Go through the entries below and retype them exactly, omitting each picture.

━━ Record extracts

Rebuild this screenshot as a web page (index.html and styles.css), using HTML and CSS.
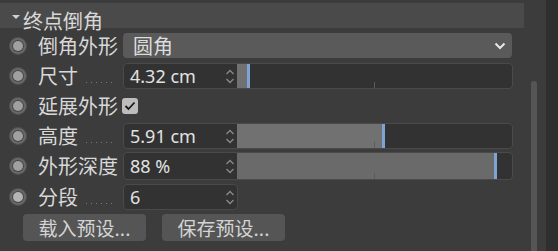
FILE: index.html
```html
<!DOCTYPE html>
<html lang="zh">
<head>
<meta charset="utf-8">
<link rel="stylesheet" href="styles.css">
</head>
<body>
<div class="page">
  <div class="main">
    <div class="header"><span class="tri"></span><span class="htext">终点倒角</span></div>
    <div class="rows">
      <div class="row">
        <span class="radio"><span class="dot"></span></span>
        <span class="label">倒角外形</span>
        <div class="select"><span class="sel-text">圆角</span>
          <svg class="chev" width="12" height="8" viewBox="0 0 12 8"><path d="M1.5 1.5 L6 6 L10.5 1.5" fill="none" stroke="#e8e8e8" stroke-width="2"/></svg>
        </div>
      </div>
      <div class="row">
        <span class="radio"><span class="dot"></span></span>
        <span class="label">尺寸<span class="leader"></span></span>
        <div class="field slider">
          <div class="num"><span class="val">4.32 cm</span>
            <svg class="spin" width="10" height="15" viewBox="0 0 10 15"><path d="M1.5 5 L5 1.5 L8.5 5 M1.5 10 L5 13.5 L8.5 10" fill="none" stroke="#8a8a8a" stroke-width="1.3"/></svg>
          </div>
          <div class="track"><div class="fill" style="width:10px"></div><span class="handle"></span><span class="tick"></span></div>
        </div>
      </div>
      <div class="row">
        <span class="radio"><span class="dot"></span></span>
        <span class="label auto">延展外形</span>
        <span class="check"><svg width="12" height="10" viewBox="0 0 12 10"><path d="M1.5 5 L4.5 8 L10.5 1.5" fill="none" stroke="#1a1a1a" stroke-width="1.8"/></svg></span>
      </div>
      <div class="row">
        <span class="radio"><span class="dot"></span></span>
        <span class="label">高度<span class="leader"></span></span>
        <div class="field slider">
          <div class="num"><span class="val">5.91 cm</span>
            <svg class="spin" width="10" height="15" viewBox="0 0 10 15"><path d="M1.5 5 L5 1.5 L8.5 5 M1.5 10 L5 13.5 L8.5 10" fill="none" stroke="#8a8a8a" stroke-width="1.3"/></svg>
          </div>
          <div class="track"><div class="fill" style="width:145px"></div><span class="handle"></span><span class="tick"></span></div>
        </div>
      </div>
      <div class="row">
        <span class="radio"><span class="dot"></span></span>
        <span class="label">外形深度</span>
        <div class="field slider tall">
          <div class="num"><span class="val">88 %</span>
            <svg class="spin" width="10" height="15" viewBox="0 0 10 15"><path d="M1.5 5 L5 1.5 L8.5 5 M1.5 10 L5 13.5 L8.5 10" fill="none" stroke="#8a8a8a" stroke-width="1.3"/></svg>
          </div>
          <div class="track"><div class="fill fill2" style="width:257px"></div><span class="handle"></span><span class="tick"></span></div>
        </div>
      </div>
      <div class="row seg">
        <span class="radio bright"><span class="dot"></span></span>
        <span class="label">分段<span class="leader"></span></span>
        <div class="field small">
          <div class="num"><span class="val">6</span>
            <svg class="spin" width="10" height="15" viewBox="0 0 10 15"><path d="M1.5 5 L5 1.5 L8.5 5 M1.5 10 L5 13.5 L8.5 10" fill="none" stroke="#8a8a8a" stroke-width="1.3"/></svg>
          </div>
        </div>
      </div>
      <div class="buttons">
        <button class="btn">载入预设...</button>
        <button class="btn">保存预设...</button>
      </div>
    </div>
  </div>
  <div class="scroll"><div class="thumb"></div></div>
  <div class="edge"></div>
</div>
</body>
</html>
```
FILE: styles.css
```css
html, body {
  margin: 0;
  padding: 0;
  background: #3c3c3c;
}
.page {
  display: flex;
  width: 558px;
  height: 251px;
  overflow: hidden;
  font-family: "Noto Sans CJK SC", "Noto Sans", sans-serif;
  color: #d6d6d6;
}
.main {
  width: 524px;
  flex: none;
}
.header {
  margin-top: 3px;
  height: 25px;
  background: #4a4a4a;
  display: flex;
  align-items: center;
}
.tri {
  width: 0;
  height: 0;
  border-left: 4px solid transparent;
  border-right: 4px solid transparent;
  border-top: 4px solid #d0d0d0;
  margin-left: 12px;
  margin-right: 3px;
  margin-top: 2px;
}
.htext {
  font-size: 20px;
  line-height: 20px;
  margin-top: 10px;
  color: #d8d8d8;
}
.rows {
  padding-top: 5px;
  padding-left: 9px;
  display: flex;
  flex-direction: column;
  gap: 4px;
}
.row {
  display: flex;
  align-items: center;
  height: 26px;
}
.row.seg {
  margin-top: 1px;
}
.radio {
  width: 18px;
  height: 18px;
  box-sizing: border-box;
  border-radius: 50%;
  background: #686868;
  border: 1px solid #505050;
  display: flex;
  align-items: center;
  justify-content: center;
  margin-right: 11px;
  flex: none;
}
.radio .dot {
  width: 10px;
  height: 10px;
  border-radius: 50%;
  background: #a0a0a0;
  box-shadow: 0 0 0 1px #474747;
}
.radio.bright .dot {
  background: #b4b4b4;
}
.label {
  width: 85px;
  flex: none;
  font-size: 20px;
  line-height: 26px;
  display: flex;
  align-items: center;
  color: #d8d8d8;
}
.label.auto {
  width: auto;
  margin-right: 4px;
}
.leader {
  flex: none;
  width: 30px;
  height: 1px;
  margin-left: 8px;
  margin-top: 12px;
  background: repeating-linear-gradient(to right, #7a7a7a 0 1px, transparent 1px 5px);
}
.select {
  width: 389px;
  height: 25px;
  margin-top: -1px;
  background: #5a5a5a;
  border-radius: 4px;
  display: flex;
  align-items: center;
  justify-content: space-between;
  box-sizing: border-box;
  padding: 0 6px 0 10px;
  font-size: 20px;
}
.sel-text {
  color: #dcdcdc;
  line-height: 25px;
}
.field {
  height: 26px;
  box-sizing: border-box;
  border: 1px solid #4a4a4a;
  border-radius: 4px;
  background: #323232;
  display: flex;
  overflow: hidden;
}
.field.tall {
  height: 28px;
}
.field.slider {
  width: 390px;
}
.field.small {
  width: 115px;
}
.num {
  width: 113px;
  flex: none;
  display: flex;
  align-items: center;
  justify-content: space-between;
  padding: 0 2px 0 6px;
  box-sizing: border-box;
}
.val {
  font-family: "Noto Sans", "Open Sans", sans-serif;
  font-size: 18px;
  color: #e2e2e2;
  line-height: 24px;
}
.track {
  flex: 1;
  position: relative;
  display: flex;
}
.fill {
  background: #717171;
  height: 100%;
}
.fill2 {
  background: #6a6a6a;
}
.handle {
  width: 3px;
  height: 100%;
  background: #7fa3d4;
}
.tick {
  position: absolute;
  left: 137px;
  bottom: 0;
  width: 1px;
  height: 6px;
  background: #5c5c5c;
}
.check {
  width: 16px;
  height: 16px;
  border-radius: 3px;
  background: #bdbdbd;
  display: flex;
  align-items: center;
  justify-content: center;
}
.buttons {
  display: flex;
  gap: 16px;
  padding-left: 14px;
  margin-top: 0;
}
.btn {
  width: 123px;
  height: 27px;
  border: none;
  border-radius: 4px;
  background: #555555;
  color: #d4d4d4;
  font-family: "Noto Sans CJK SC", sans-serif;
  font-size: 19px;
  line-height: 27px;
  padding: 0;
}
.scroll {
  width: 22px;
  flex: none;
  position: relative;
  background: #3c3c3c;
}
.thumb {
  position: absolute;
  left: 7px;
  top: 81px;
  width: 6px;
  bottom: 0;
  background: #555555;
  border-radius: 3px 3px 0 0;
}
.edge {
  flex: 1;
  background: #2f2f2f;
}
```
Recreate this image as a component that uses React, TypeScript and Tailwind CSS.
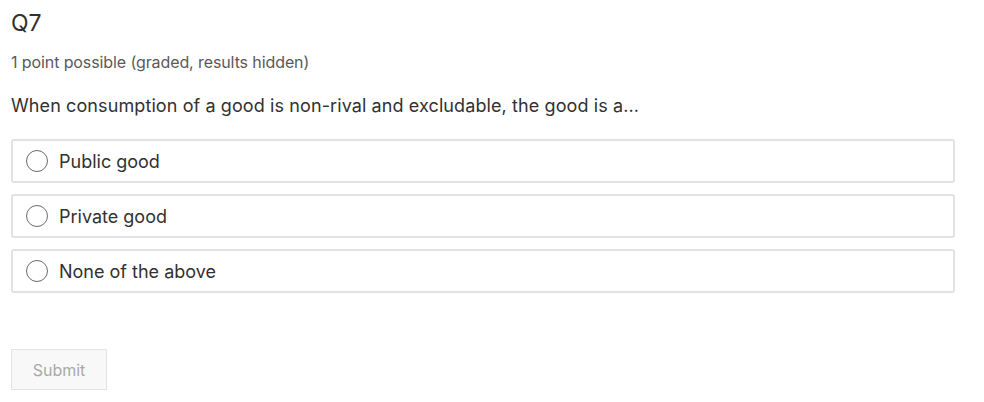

━━━━

* [Output for this task]
Rebuild this screenshot as a web page (index.html and styles.css), using HTML and CSS.
FILE: index.html
```html
<!DOCTYPE html>
<html lang="zh">
<head>
<meta charset="utf-8">
<link rel="stylesheet" href="styles.css">
</head>
<body>
<div class="page">
  <div class="main">
    <div class="header"><span class="tri"></span><span class="htext">终点倒角</span></div>
    <div class="rows">
      <div class="row">
        <span class="radio"><span class="dot"></span></span>
        <span class="label">倒角外形</span>
        <div class="select"><span class="sel-text">圆角</span>
          <svg class="chev" width="12" height="8" viewBox="0 0 12 8"><path d="M1.5 1.5 L6 6 L10.5 1.5" fill="none" stroke="#e8e8e8" stroke-width="2"/></svg>
        </div>
      </div>
      <div class="row">
        <span class="radio"><span class="dot"></span></span>
        <span class="label">尺寸<span class="leader"></span></span>
        <div class="field slider">
          <div class="num"><span class="val">4.32 cm</span>
            <svg class="spin" width="10" height="15" viewBox="0 0 10 15"><path d="M1.5 5 L5 1.5 L8.5 5 M1.5 10 L5 13.5 L8.5 10" fill="none" stroke="#8a8a8a" stroke-width="1.3"/></svg>
          </div>
          <div class="track"><div class="fill" style="width:10px"></div><span class="handle"></span><span class="tick"></span></div>
        </div>
      </div>
      <div class="row">
        <span class="radio"><span class="dot"></span></span>
        <span class="label auto">延展外形</span>
        <span class="check"><svg width="12" height="10" viewBox="0 0 12 10"><path d="M1.5 5 L4.5 8 L10.5 1.5" fill="none" stroke="#1a1a1a" stroke-width="1.8"/></svg></span>
      </div>
      <div class="row">
        <span class="radio"><span class="dot"></span></span>
        <span class="label">高度<span class="leader"></span></span>
        <div class="field slider">
          <div class="num"><span class="val">5.91 cm</span>
            <svg class="spin" width="10" height="15" viewBox="0 0 10 15"><path d="M1.5 5 L5 1.5 L8.5 5 M1.5 10 L5 13.5 L8.5 10" fill="none" stroke="#8a8a8a" stroke-width="1.3"/></svg>
          </div>
          <div class="track"><div class="fill" style="width:145px"></div><span class="handle"></span><span class="tick"></span></div>
        </div>
      </div>
      <div class="row">
        <span class="radio"><span class="dot"></span></span>
        <span class="label">外形深度</span>
        <div class="field slider tall">
          <div class="num"><span class="val">88 %</span>
            <svg class="spin" width="10" height="15" viewBox="0 0 10 15"><path d="M1.5 5 L5 1.5 L8.5 5 M1.5 10 L5 13.5 L8.5 10" fill="none" stroke="#8a8a8a" stroke-width="1.3"/></svg>
          </div>
          <div class="track"><div class="fill fill2" style="width:257px"></div><span class="handle"></span><span class="tick"></span></div>
        </div>
      </div>
      <div class="row seg">
        <span class="radio bright"><span class="dot"></span></span>
        <span class="label">分段<span class="leader"></span></span>
        <div class="field small">
          <div class="num"><span class="val">6</span>
            <svg class="spin" width="10" height="15" viewBox="0 0 10 15"><path d="M1.5 5 L5 1.5 L8.5 5 M1.5 10 L5 13.5 L8.5 10" fill="none" stroke="#8a8a8a" stroke-width="1.3"/></svg>
          </div>
        </div>
      </div>
      <div class="buttons">
        <button class="btn">载入预设...</button>
        <button class="btn">保存预设...</button>
      </div>
    </div>
  </div>
  <div class="scroll"><div class="thumb"></div></div>
  <div class="edge"></div>
</div>
</body>
</html>
```
FILE: styles.css
```css
html, body {
  margin: 0;
  padding: 0;
  background: #3c3c3c;
}
.page {
  display: flex;
  width: 558px;
  height: 251px;
  overflow: hidden;
  font-family: "Noto Sans CJK SC", "Noto Sans", sans-serif;
  color: #d6d6d6;
}
.main {
  width: 524px;
  flex: none;
}
.header {
  margin-top: 3px;
  height: 25px;
  background: #4a4a4a;
  display: flex;
  align-items: center;
}
.tri {
  width: 0;
  height: 0;
  border-left: 4px solid transparent;
  border-right: 4px solid transparent;
  border-top: 4px solid #d0d0d0;
  margin-left: 12px;
  margin-right: 3px;
  margin-top: 2px;
}
.htext {
  font-size: 20px;
  line-height: 20px;
  margin-top: 10px;
  color: #d8d8d8;
}
.rows {
  padding-top: 5px;
  padding-left: 9px;
  display: flex;
  flex-direction: column;
  gap: 4px;
}
.row {
  display: flex;
  align-items: center;
  height: 26px;
}
.row.seg {
  margin-top: 1px;
}
.radio {
  width: 18px;
  height: 18px;
  box-sizing: border-box;
  border-radius: 50%;
  background: #686868;
  border: 1px solid #505050;
  display: flex;
  align-items: center;
  justify-content: center;
  margin-right: 11px;
  flex: none;
}
.radio .dot {
  width: 10px;
  height: 10px;
  border-radius: 50%;
  background: #a0a0a0;
  box-shadow: 0 0 0 1px #474747;
}
.radio.bright .dot {
  background: #b4b4b4;
}
.label {
  width: 85px;
  flex: none;
  font-size: 20px;
  line-height: 26px;
  display: flex;
  align-items: center;
  color: #d8d8d8;
}
.label.auto {
  width: auto;
  margin-right: 4px;
}
.leader {
  flex: none;
  width: 30px;
  height: 1px;
  margin-left: 8px;
  margin-top: 12px;
  background: repeating-linear-gradient(to right, #7a7a7a 0 1px, transparent 1px 5px);
}
.select {
  width: 389px;
  height: 25px;
  margin-top: -1px;
  background: #5a5a5a;
  border-radius: 4px;
  display: flex;
  align-items: center;
  justify-content: space-between;
  box-sizing: border-box;
  padding: 0 6px 0 10px;
  font-size: 20px;
}
.sel-text {
  color: #dcdcdc;
  line-height: 25px;
}
.field {
  height: 26px;
  box-sizing: border-box;
  border: 1px solid #4a4a4a;
  border-radius: 4px;
  background: #323232;
  display: flex;
  overflow: hidden;
}
.field.tall {
  height: 28px;
}
.field.slider {
  width: 390px;
}
.field.small {
  width: 115px;
}
.num {
  width: 113px;
  flex: none;
  display: flex;
  align-items: center;
  justify-content: space-between;
  padding: 0 2px 0 6px;
  box-sizing: border-box;
}
.val {
  font-family: "Noto Sans", "Open Sans", sans-serif;
  font-size: 18px;
  color: #e2e2e2;
  line-height: 24px;
}
.track {
  flex: 1;
  position: relative;
  display: flex;
}
.fill {
  background: #717171;
  height: 100%;
}
.fill2 {
  background: #6a6a6a;
}
.handle {
  width: 3px;
  height: 100%;
  background: #7fa3d4;
}
.tick {
  position: absolute;
  left: 137px;
  bottom: 0;
  width: 1px;
  height: 6px;
  background: #5c5c5c;
}
.check {
  width: 16px;
  height: 16px;
  border-radius: 3px;
  background: #bdbdbd;
  display: flex;
  align-items: center;
  justify-content: center;
}
.buttons {
  display: flex;
  gap: 16px;
  padding-left: 14px;
  margin-top: 0;
}
.btn {
  width: 123px;
  height: 27px;
  border: none;
  border-radius: 4px;
  background: #555555;
  color: #d4d4d4;
  font-family: "Noto Sans CJK SC", sans-serif;
  font-size: 19px;
  line-height: 27px;
  padding: 0;
}
.scroll {
  width: 22px;
  flex: none;
  position: relative;
  background: #3c3c3c;
}
.thumb {
  position: absolute;
  left: 7px;
  top: 81px;
  width: 6px;
  bottom: 0;
  background: #555555;
  border-radius: 3px 3px 0 0;
}
.edge {
  flex: 1;
  background: #2f2f2f;
}
```
Recreate this image as a component that uses React, TypeScript and Tailwind CSS.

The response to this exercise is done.